INSTRUCTION -> Copy all lines in which the word "React" can be found.

DATA ROWS ->
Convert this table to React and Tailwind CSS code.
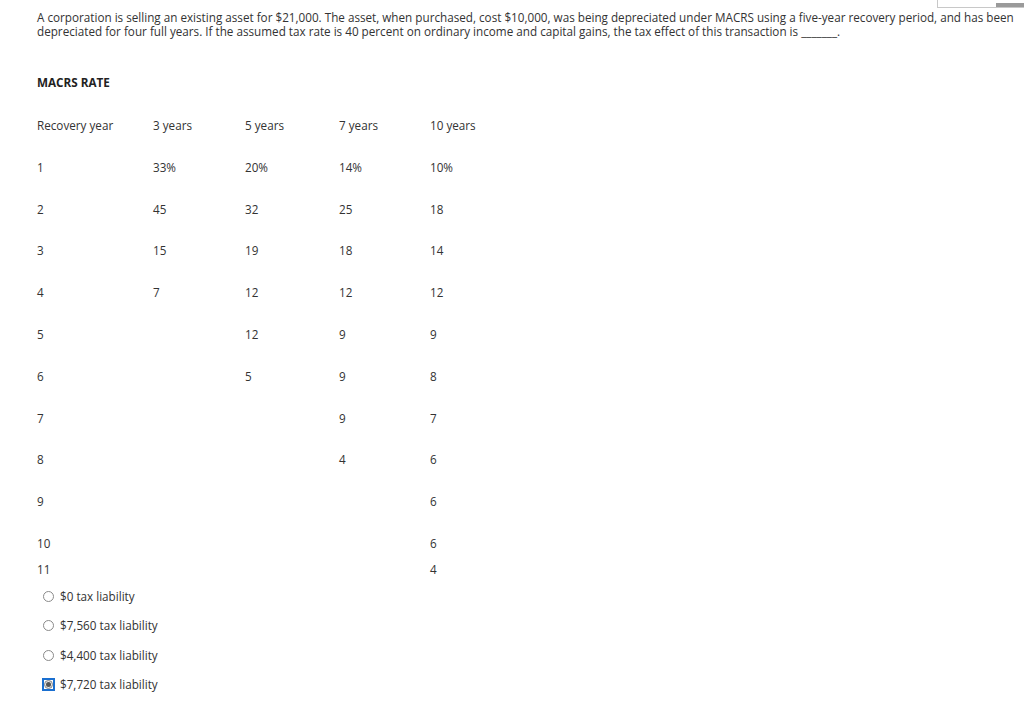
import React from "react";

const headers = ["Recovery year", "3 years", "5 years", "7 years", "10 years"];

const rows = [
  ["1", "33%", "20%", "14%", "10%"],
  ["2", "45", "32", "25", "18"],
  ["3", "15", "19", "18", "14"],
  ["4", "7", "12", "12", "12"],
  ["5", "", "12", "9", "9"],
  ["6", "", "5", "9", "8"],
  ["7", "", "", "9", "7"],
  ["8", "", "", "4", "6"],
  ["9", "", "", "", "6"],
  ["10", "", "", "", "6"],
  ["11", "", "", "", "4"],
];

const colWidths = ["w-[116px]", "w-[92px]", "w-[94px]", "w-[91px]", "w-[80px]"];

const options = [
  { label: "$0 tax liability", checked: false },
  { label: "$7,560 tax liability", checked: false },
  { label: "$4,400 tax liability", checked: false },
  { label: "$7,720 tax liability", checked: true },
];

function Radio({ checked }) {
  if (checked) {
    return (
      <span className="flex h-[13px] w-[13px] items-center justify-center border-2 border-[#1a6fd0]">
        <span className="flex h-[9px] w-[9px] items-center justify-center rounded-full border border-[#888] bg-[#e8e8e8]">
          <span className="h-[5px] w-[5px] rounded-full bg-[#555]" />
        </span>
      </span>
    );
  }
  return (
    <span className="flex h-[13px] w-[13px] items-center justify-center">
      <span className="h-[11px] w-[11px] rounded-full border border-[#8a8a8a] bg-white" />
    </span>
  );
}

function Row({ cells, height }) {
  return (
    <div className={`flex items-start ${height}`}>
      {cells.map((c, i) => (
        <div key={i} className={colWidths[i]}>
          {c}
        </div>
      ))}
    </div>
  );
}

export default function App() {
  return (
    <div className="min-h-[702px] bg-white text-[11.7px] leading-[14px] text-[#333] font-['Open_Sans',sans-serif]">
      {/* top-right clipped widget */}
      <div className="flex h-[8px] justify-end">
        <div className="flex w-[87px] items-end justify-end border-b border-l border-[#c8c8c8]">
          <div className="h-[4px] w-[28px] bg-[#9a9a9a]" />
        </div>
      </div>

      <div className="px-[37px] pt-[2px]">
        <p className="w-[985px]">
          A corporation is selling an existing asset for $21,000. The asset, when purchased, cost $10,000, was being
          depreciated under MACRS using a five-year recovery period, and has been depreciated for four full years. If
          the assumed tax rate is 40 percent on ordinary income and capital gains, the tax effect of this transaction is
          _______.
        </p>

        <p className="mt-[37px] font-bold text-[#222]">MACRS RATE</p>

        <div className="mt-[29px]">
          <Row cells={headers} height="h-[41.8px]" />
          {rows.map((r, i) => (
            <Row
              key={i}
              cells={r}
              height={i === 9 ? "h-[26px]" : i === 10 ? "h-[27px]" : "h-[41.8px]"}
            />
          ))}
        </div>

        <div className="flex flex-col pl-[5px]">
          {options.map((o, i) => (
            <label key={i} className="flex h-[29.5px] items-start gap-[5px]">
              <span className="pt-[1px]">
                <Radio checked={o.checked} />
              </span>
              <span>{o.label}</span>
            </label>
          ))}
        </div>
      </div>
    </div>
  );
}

...

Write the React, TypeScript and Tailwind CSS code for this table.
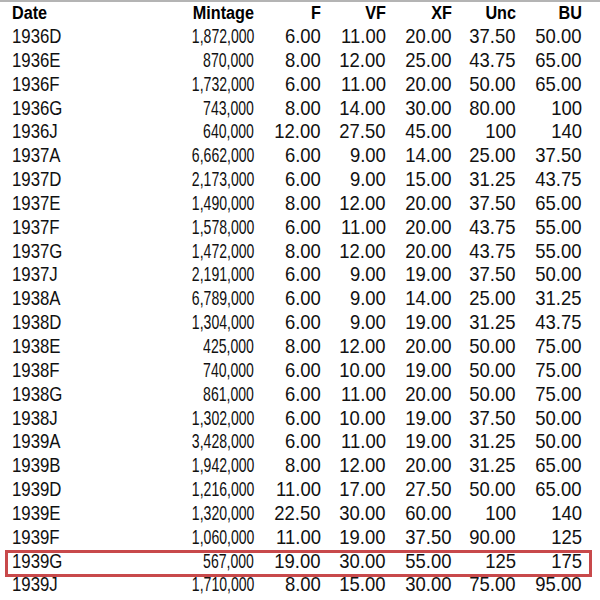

* * *

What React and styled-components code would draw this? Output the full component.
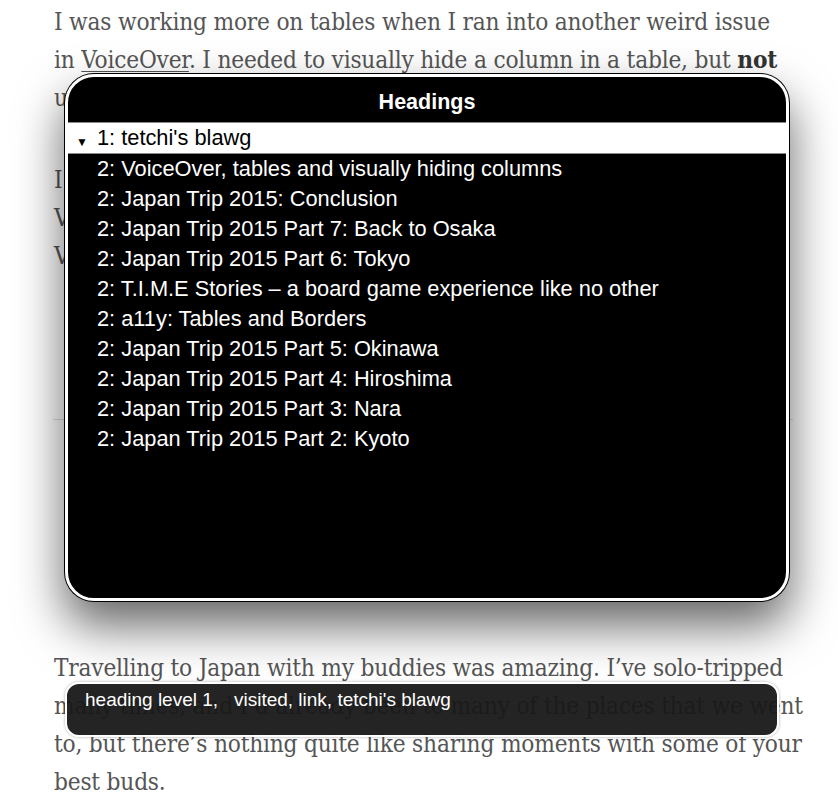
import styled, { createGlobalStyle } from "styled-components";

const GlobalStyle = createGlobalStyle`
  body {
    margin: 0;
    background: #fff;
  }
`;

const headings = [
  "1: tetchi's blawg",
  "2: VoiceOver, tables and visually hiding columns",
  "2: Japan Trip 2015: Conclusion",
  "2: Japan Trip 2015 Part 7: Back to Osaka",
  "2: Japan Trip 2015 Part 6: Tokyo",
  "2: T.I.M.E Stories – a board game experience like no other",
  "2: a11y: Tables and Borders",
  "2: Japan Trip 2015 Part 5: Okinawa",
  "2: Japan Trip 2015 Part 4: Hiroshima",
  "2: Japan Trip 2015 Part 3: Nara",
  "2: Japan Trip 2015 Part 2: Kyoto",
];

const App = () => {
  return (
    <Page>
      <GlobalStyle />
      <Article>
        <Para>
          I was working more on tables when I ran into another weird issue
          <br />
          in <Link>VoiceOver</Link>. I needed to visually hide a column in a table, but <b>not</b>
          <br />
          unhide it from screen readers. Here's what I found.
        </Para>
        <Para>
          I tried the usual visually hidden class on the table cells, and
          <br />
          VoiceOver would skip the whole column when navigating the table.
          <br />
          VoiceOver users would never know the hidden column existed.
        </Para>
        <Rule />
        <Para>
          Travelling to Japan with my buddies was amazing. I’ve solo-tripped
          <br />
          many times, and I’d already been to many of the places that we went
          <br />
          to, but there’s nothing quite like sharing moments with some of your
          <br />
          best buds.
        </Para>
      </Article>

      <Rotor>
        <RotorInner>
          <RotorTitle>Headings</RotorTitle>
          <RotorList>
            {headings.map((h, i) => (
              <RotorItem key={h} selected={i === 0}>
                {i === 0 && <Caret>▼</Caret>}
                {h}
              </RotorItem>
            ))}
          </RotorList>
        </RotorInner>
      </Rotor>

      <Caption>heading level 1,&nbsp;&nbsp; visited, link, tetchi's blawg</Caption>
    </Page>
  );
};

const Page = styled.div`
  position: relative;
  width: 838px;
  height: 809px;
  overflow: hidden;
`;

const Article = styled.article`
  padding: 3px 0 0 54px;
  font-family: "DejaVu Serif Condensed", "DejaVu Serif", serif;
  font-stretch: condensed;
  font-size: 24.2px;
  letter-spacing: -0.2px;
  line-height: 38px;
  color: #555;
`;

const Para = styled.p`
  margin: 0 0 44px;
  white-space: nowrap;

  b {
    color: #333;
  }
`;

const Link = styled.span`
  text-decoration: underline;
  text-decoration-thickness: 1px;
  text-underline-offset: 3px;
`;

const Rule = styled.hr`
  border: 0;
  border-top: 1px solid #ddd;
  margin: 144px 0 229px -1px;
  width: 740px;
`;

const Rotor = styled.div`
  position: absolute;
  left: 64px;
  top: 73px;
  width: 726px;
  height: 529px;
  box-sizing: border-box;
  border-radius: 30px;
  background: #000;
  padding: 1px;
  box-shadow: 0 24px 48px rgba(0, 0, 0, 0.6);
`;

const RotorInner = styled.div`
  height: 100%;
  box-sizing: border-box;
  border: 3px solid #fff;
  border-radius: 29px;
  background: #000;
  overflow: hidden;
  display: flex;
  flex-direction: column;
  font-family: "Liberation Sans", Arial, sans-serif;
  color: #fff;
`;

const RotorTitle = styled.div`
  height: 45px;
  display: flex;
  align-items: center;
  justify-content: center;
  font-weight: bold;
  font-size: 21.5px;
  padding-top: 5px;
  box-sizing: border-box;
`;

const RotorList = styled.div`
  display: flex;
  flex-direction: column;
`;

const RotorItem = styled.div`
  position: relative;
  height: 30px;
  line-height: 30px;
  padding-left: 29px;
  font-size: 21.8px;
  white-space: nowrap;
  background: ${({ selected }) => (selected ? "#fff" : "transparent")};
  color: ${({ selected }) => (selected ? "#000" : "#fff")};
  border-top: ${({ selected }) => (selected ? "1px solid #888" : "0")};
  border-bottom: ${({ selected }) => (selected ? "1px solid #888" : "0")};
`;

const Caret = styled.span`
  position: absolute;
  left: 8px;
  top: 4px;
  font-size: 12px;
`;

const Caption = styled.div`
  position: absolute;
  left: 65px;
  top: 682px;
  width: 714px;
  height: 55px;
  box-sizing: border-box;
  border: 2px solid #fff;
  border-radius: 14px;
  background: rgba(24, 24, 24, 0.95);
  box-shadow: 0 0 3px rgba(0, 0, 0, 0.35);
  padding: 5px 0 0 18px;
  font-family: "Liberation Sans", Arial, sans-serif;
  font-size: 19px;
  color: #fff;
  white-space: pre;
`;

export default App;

WRITTEN SOLUTION ->
Convert this table to React and Tailwind CSS code.
import React from "react";
Write the React, TypeScript and Tailwind CSS code for this table.
What React and styled-components code would draw this? Output the full component.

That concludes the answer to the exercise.